NC: I wanted to talk about scoring for television. That’s something that you’ve said you’ve taken to like a fish to water. Why do you think that is? It seems like a lot of your songs are character-driven, and you get into a person’s mind and write from their perspective. Did that prepare you?

LP: Thank you for that insight because I hadn’t put that together. I hadn’t even thought about that that was something that I did anyway, and that maybe that’s why I can put myself into the character and try to write from their emotional point of view. Thank you for that insight! I think that’s part of it. I think that also I’m just very visual and always approach guitar playing from a visual point of view rather than knowing what the harmonics are and the chord progressions. I’m really very ignorant as a musician. I can’t read music very well. To me, scoring is like investing a scenario with emotion.

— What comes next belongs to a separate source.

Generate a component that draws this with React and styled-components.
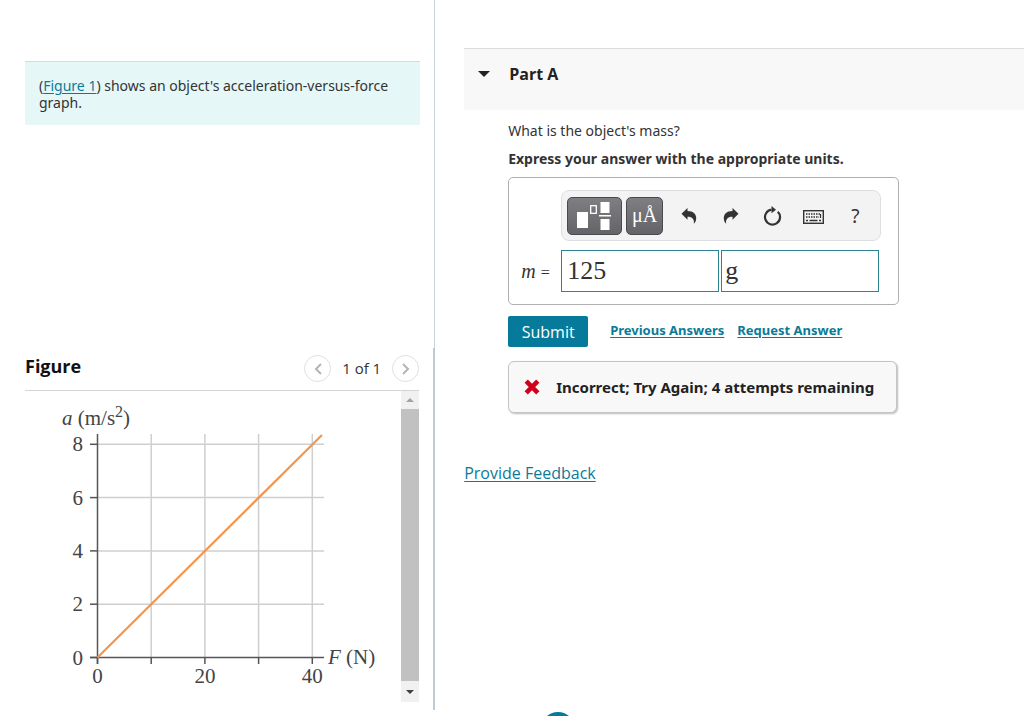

That’s the way I approach it, and I think I do that 24/7 in my life. I think if I’m sitting talking to a person, I’m imagining what they may be feeling, and projecting onto them what I think they should be feeling. I’ve been filling in emotional scenarios my whole life, and that’s sort of how I write music, thank you for pointing out. Something will happen to me in the day and I’m not quite sure how I feel about it, and when I get home I write a song about it and that will teach me how I think about it. And scoring does draw from that.